#### [SET TASK]
Keep only the lines of the listing that include the word "React", and copy them.

[Front-end source files]
|---|

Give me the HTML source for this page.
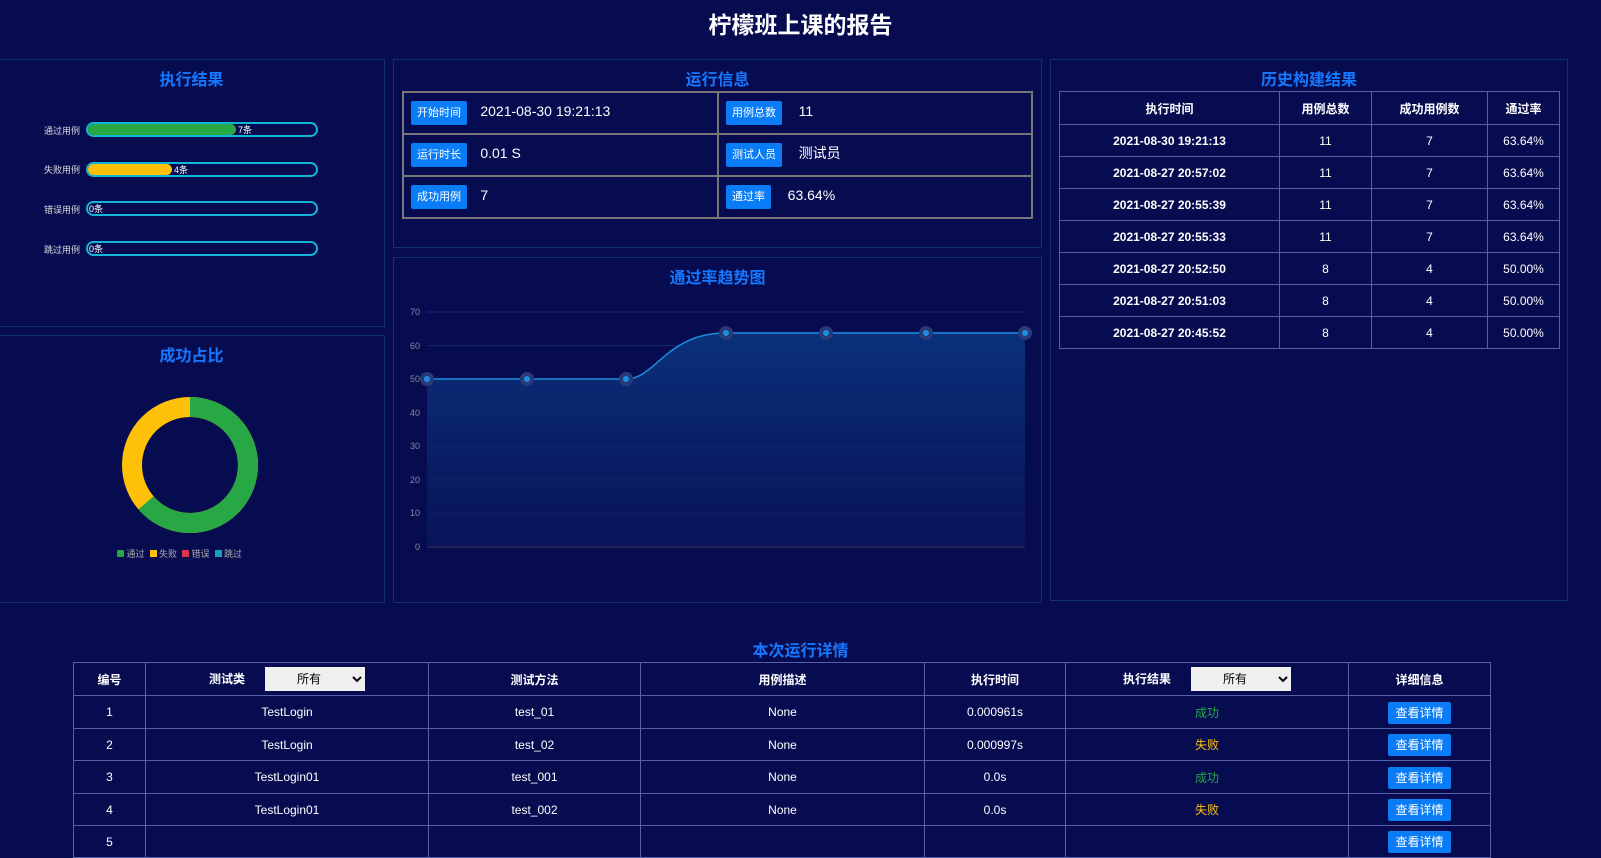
<!DOCTYPE html>
<html><head><meta charset="utf-8"><style>
*{margin:0;padding:0;box-sizing:border-box}
body{width:1601px;height:852px;overflow:hidden;background:#070c50;font-family:"Liberation Sans","Noto Sans CJK SC",sans-serif;color:#fff;position:relative}
.abs{position:absolute}
.panel{position:absolute;border:1px solid #13306a;background:#070c50}
.ptitle{position:absolute;left:0;right:0;text-align:center;color:#1677ff;font-size:16px;font-weight:bold}
table{border-collapse:collapse;position:absolute}
td,th{border:1px solid #5560a8;text-align:center;font-size:12px}
.tag{display:inline-block;background:#0a7cf5;color:#fff;font-size:11px;padding:0 6px;height:24px;line-height:24px;border-radius:2px;vertical-align:middle}
.bar{position:absolute;left:86px;width:232px;height:15px;border:2px solid #13b5d6;border-radius:8px}
.lbl{position:absolute;left:20px;width:60px;text-align:right;font-size:9px;color:#ddd}
.btn{background:#0a7cf5;color:#fff;font-size:12px;padding:4px 7px;border-radius:2px}
select{width:100px;height:24px;font-size:12px;text-align:center;border:none}
</style></head><body>
<div class="abs" style="left:0;right:0;top:6px;text-align:center;font-size:23px;font-weight:bold">柠檬班上课的报告</div>

<div class="panel" style="left:-2px;top:59px;width:387px;height:268px">
<div class="ptitle" style="top:6px">执行结果</div>
</div>
<div class="lbl" style="top:124px">通过用例</div>
<div class="bar" style="top:122px"><div style="width:148px;height:11px;background:#28a745;border-radius:6px"></div><span class="abs" style="left:150px;top:-1px;font-size:9px">7条</span></div>
<div class="lbl" style="top:163px">失败用例</div>
<div class="bar" style="top:162px"><div style="width:84px;height:11px;background:#ffc107;border-radius:6px"></div><span class="abs" style="left:86px;top:-1px;font-size:9px">4条</span></div>
<div class="lbl" style="top:203px">错误用例</div>
<div class="bar" style="top:201px"><span class="abs" style="left:1px;top:-1px;font-size:9px">0条</span></div>
<div class="lbl" style="top:243px">跳过用例</div>
<div class="bar" style="top:241px"><span class="abs" style="left:1px;top:-1px;font-size:9px">0条</span></div>

<div class="panel" style="left:-2px;top:335px;width:387px;height:268px">
<div class="ptitle" style="top:6px">成功占比</div>
</div>
<svg class="abs" style="left:110px;top:385px" width="160" height="160">
<circle cx="80" cy="80" r="58" fill="none" stroke="#ffc107" stroke-width="20"/>
<circle cx="80" cy="80" r="58" fill="none" stroke="#28a745" stroke-width="20" stroke-dasharray="231.9 364.4" transform="rotate(-90 80 80)"/>
</svg>
<div class="abs" style="left:117px;top:547px;font-size:9px;color:#aaa;white-space:nowrap">
<span style="display:inline-block;width:7px;height:7px;background:#28a745;border-radius:1px"></span> 通过 &nbsp;<span style="display:inline-block;width:7px;height:7px;background:#ffc107"></span> 失败 &nbsp;<span style="display:inline-block;width:7px;height:7px;background:#dc3545"></span> 错误 &nbsp;<span style="display:inline-block;width:7px;height:7px;background:#17a2b8"></span> 跳过</div>

<div class="panel" style="left:393px;top:59px;width:649px;height:189px">
<div class="ptitle" style="top:6px">运行信息</div>
</div>
<table style="left:402px;top:91px;width:631px;font-size:14px">
<tr style="height:42px"><td style="border:2px solid #777;text-align:left;padding-left:7px;width:315px"><span class="tag">开始时间</span>&nbsp;&nbsp;&nbsp;&nbsp;<span style="font-size:14px">2021-08-30 19:21:13</span></td><td style="border:2px solid #777;text-align:left;padding-left:7px"><span class="tag">用例总数</span>&nbsp;&nbsp;&nbsp;&nbsp;&nbsp;<span style="font-size:14px">11</span></td></tr>
<tr style="height:42px"><td style="border:2px solid #777;text-align:left;padding-left:7px"><span class="tag">运行时长</span>&nbsp;&nbsp;&nbsp;&nbsp;<span style="font-size:14px">0.01 S</span></td><td style="border:2px solid #777;text-align:left;padding-left:7px"><span class="tag">测试人员</span>&nbsp;&nbsp;&nbsp;&nbsp;&nbsp;<span style="font-size:14px">测试员</span></td></tr>
<tr style="height:42px"><td style="border:2px solid #777;text-align:left;padding-left:7px"><span class="tag">成功用例</span>&nbsp;&nbsp;&nbsp;&nbsp;<span style="font-size:14px">7</span></td><td style="border:2px solid #777;text-align:left;padding-left:7px"><span class="tag">通过率</span>&nbsp;&nbsp;&nbsp;&nbsp;&nbsp;<span style="font-size:14px">63.64%</span></td></tr>
</table>

<div class="panel" style="left:393px;top:257px;width:649px;height:346px">
<div class="ptitle" style="top:6px">通过率趋势图</div>
</div>
<svg class="abs" style="left:393px;top:257px" width="649" height="346">
<defs><linearGradient id="g" x1="0" y1="0" x2="0" y2="1"><stop offset="0" stop-color="#0a3580" stop-opacity=".9"/><stop offset="1" stop-color="#0a1a60" stop-opacity=".6"/></linearGradient></defs>
<g stroke="#1a2a6a" stroke-width="1">
<line x1="34" x2="632" y1="55" y2="55"/><line x1="34" x2="632" y1="88.6" y2="88.6"/><line x1="34" x2="632" y1="122.1" y2="122.1"/><line x1="34" x2="632" y1="155.7" y2="155.7"/><line x1="34" x2="632" y1="189.3" y2="189.3"/><line x1="34" x2="632" y1="222.9" y2="222.9"/><line x1="34" x2="632" y1="256.4" y2="256.4"/>
</g>
<line x1="34" x2="632" y1="290" y2="290" stroke="#445" />
<g fill="#889" font-size="9" text-anchor="end" font-family="Liberation Sans">
<text x="27" y="58">70</text><text x="27" y="92">60</text><text x="27" y="125">50</text><text x="27" y="159">40</text><text x="27" y="192">30</text><text x="27" y="226">20</text><text x="27" y="259">10</text><text x="27" y="293">0</text></g>
<path d="M34 122 L233 122 C263 122 273 76 333 76 L632 76 L632 290 L34 290Z" fill="url(#g)"/>
<path d="M34 122 L233 122 C263 122 273 76 333 76 L632 76" fill="none" stroke="#1a8fe0" stroke-width="1.5"/>
<g fill="#1a8fe0" stroke="#2a3a78" stroke-width="4">
<circle cx="34" cy="122" r="5"/><circle cx="134" cy="122" r="5"/><circle cx="233" cy="122" r="5"/><circle cx="333" cy="76" r="5"/><circle cx="433" cy="76" r="5"/><circle cx="533" cy="76" r="5"/><circle cx="632" cy="76" r="5"/></g>
</svg>

<div class="panel" style="left:1050px;top:59px;width:518px;height:542px">
<div class="ptitle" style="top:6px">历史构建结果</div>
</div>
<table style="left:1059px;top:91px;width:501px">
<tr style="height:33px;font-weight:bold"><th style="width:220px">执行时间</th><th style="width:92px">用例总数</th><th style="width:116px">成功用例数</th><th>通过率</th></tr>
<tr style="height:32px"><td><b>2021-08-30 19:21:13</b></td><td>11</td><td>7</td><td>63.64%</td></tr>
<tr style="height:32px"><td><b>2021-08-27 20:57:02</b></td><td>11</td><td>7</td><td>63.64%</td></tr>
<tr style="height:32px"><td><b>2021-08-27 20:55:39</b></td><td>11</td><td>7</td><td>63.64%</td></tr>
<tr style="height:32px"><td><b>2021-08-27 20:55:33</b></td><td>11</td><td>7</td><td>63.64%</td></tr>
<tr style="height:32px"><td><b>2021-08-27 20:52:50</b></td><td>8</td><td>4</td><td>50.00%</td></tr>
<tr style="height:32px"><td><b>2021-08-27 20:51:03</b></td><td>8</td><td>4</td><td>50.00%</td></tr>
<tr style="height:32px"><td><b>2021-08-27 20:45:52</b></td><td>8</td><td>4</td><td>50.00%</td></tr>
</table>

<div class="ptitle" style="top:637px">本次运行详情</div>
<table style="left:73px;top:662px;width:1418px">
<tr style="height:33px;font-weight:bold"><th style="width:72px">编号</th><th style="width:283px">测试类 &nbsp;&nbsp;&nbsp;&nbsp;&nbsp;<select><option>所有</option></select></th><th style="width:212px">测试方法</th><th style="width:284px">用例描述</th><th style="width:141px">执行时间</th><th style="width:283px">执行结果 &nbsp;&nbsp;&nbsp;&nbsp;&nbsp;<select><option>所有</option></select></th><th>详细信息</th></tr>
<tr style="height:33px"><td>1</td><td>TestLogin</td><td>test_01</td><td>None</td><td>0.000961s</td><td style="color:#28a745">成功</td><td><span class="btn">查看详情</span></td></tr>
<tr style="height:32px"><td>2</td><td>TestLogin</td><td>test_02</td><td>None</td><td>0.000997s</td><td style="color:#ffc107">失败</td><td><span class="btn">查看详情</span></td></tr>
<tr style="height:33px"><td>3</td><td>TestLogin01</td><td>test_001</td><td>None</td><td>0.0s</td><td style="color:#28a745">成功</td><td><span class="btn">查看详情</span></td></tr>
<tr style="height:32px"><td>4</td><td>TestLogin01</td><td>test_002</td><td>None</td><td>0.0s</td><td style="color:#ffc107">失败</td><td><span class="btn">查看详情</span></td></tr>
<tr style="height:32px"><td>5</td><td></td><td></td><td></td><td></td><td></td><td><span class="btn">查看详情</span></td></tr>
</table>
</body></html>
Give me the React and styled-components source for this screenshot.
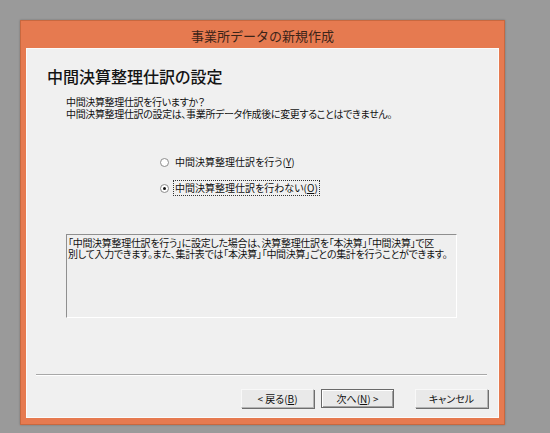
import React, { useState } from "react";
import styled, { createGlobalStyle } from "styled-components";

const GlobalStyle = createGlobalStyle`
  html, body {
    margin: 0;
    padding: 0;
    background: #9a9a9a;
  }
  body {
    width: 550px;
    height: 433px;
    overflow: hidden;
    font-family: "Noto Sans CJK JP", "Noto Sans", sans-serif;
  }
`;

const Screen = styled.div`
  width: 550px;
  height: 433px;
  padding: 20px 0 0 20px;
  box-sizing: border-box;
`;

const Window = styled.div`
  width: 485px;
  height: 405px;
  box-sizing: border-box;
  background: #e67a50;
  border: 1px solid #c8683f;
  box-shadow: 0 0 2px rgba(0, 0, 0, 0.25);
  display: flex;
  flex-direction: column;
  padding: 0 5px 6px 5px;
`;

const TitleBar = styled.div`
  height: 27px;
  display: flex;
  align-items: center;
  justify-content: center;
  font-size: 13px;
  color: #3c2418;
  padding-top: 1px;
  box-sizing: border-box;
`;

const Body = styled.div`
  flex: 1;
  background: #f0f0f0;
  border: 1px solid #fbfbfb;
  display: flex;
  flex-direction: column;
  color: #111;
  font-feature-settings: "palt";
`;

const Heading = styled.h1`
  margin: 19px 0 0 20px;
  font-size: 16px;
  line-height: 16px;
  font-weight: 500;
  color: #141414;
`;

const Lead = styled.div`
  margin: 12px 0 0 39px;
  font-size: 10px;
  line-height: 12px;
  letter-spacing: -0.35px;
`;

const Options = styled.div`
  margin: 35px 0 0 133px;
  display: flex;
  flex-direction: column;
  gap: 12px;
`;

const OptionRow = styled.label`
  display: flex;
  align-items: center;
  height: 14px;
  font-size: 10px;
  cursor: default;
`;

const Radio = styled.span`
  width: 9px;
  height: 9px;
  border-radius: 50%;
  box-sizing: border-box;
  border: 1px solid #8d8d8d;
  background: #fff;
  display: flex;
  align-items: center;
  justify-content: center;
  margin-right: 4px;
  flex: none;
  &::after {
    content: "";
    width: 3px;
    height: 3px;
    border-radius: 50%;
    background: ${(p) => (p.$checked ? "#111" : "transparent")};
  }
`;

const OptionText = styled.span`
  padding: 1px 1px;
  line-height: 12px;
  border: 1px dotted ${(p) => (p.$focused ? "#333" : "transparent")};
`;

const Note = styled.div`
  margin: 39px 0 0 39px;
  width: 391px;
  height: 84px;
  box-sizing: border-box;
  border-top: 1px solid #8f8f8f;
  border-left: 1px solid #8f8f8f;
  border-right: 1px solid #ffffff;
  border-bottom: 1px solid #ffffff;
  background: #efefef;
  padding: 2px 0 0 1px;
  font-size: 10px;
  line-height: 11px;
  letter-spacing: -0.3px;
`;

const Line = styled.div`
  white-space: nowrap;
`;

const Separator = styled.div`
  margin: 56px 0 0 9px;
  width: 451px;
  height: 1px;
  background: #a8a8a8;
  border-bottom: 1px solid #ffffff;
`;

const ButtonBar = styled.div`
  margin: 13px 10px 0 0;
  display: flex;
  justify-content: flex-end;
`;

const Button = styled.button`
  width: 73px;
  height: 19px;
  box-sizing: border-box;
  margin-left: ${(p) => p.$gap || 0}px;
  padding: 0;
  font-family: inherit;
  font-size: 10px;
  color: #111;
  background: #e9e9e9;
  border: 1px solid ${(p) => (p.$default ? "#6a6a6a" : "#b4b4b4")};
  border-top-color: ${(p) => (p.$default ? "#6a6a6a" : "#f8f8f8")};
  border-left-color: ${(p) => (p.$default ? "#6a6a6a" : "#f8f8f8")};
  box-shadow: ${(p) =>
    p.$default
      ? "inset 1px 1px 0 #fff, inset -1px -1px 0 #a0a0a0"
      : "1px 1px 0 #6e6e6e"};
  display: flex;
  align-items: center;
  justify-content: center;
  font-feature-settings: "palt";
`;

const Key = styled.span`
  text-decoration: underline;
`;

export default function App() {
  const [choice, setChoice] = useState("no");

  return (
    <Screen>
      <GlobalStyle />
      <Window>
        <TitleBar>事業所データの新規作成</TitleBar>
        <Body>
          <Heading>中間決算整理仕訳の設定</Heading>
          <Lead>
            <div>中間決算整理仕訳を行いますか？</div>
            <div>中間決算整理仕訳の設定は、事業所データ作成後に変更することはできません。</div>
          </Lead>
          <Options>
            <OptionRow onClick={() => setChoice("yes")}>
              <Radio $checked={choice === "yes"} />
              <OptionText $focused={choice === "yes"}>
                中間決算整理仕訳を行う(<Key>Y</Key>)
              </OptionText>
            </OptionRow>
            <OptionRow onClick={() => setChoice("no")}>
              <Radio $checked={choice === "no"} />
              <OptionText $focused={choice === "no"}>
                中間決算整理仕訳を行わない(<Key>O</Key>)
              </OptionText>
            </OptionRow>
          </Options>
          <Note>
            <Line>「中間決算整理仕訳を行う」に設定した場合は、決算整理仕訳を「本決算」「中間決算」で区</Line>
            <Line>別して入力できます。また、集計表では「本決算」「中間決算」ごとの集計を行うことができます。</Line>
          </Note>
          <Separator />
          <ButtonBar>
            <Button>
              &lt; 戻る(<Key>B</Key>)
            </Button>
            <Button $default $gap={7}>
              次へ(<Key>N</Key>) &gt;
            </Button>
            <Button $gap={21}>キャンセル</Button>
          </ButtonBar>
        </Body>
      </Window>
    </Screen>
  );
}
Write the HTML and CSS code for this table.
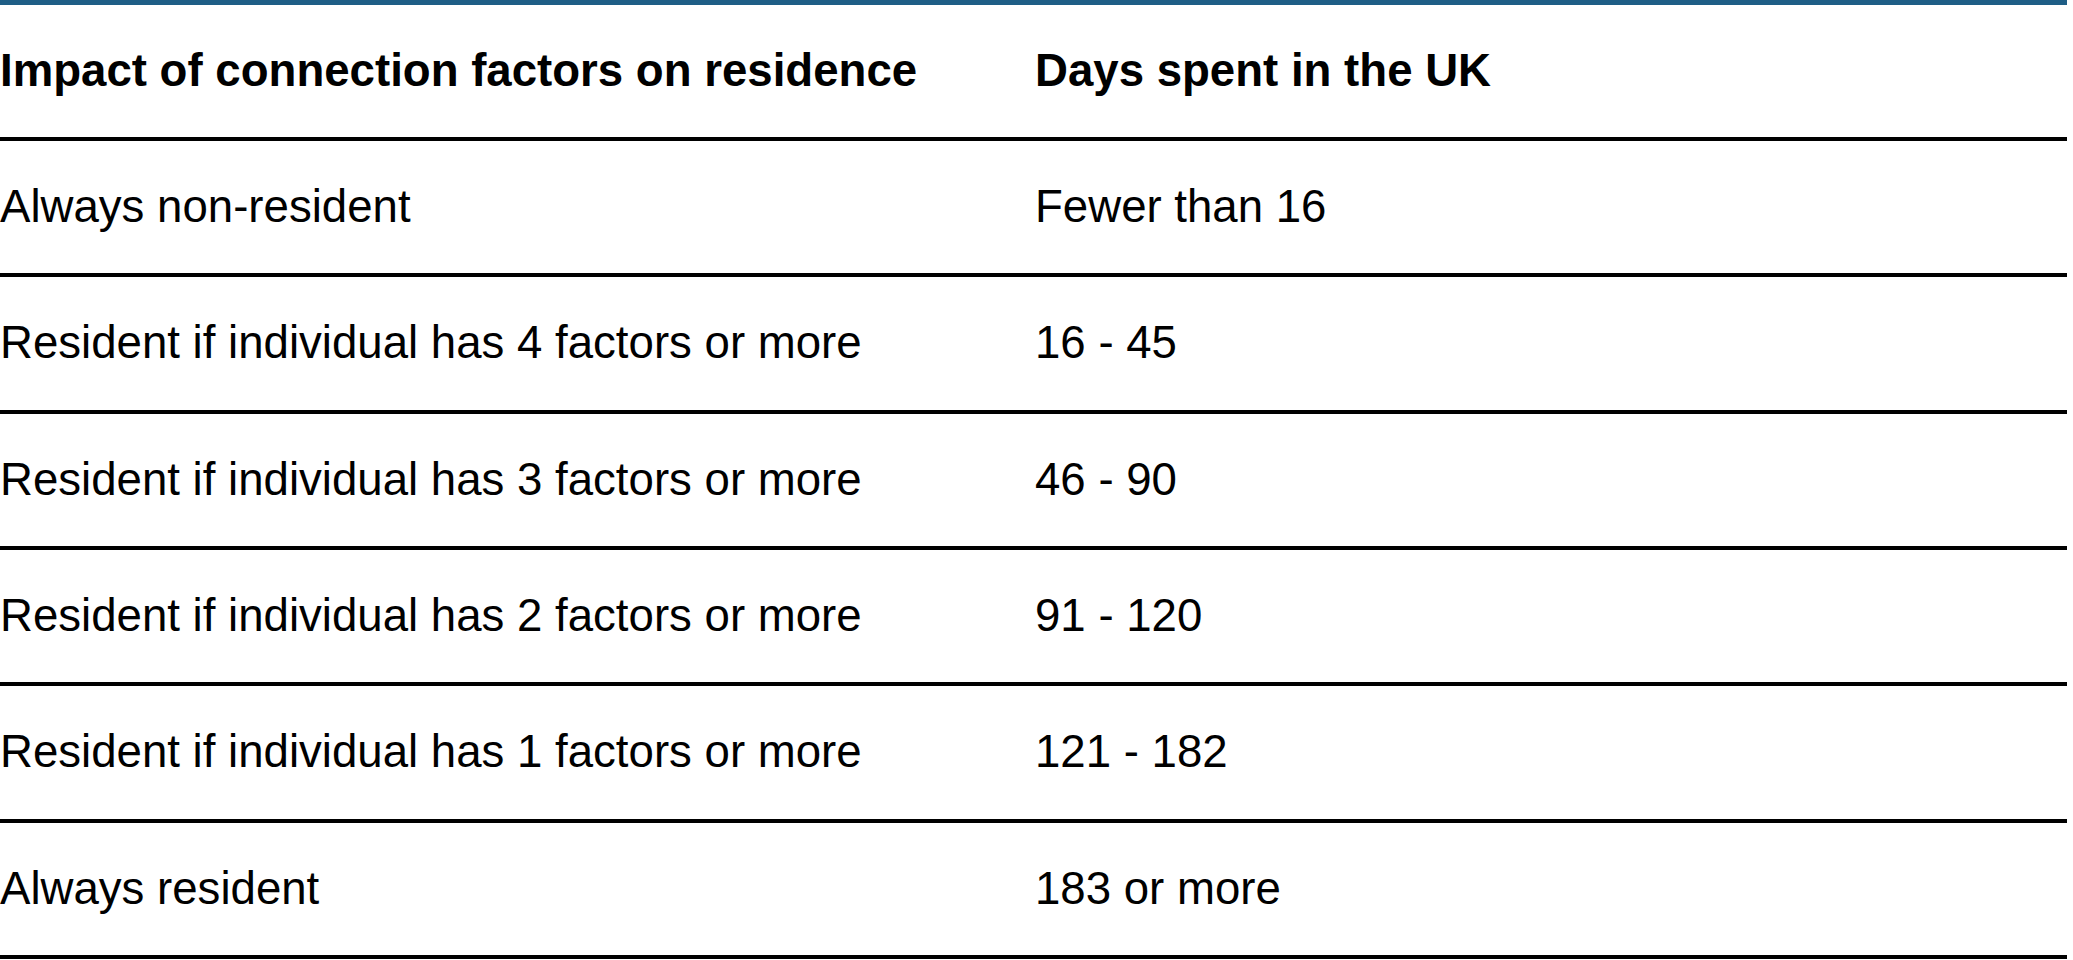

|---|

#### [RESPONSE FOR THIS EXERCISE]
Give me the React and styled-components source for this screenshot.
import React, { useState } from "react";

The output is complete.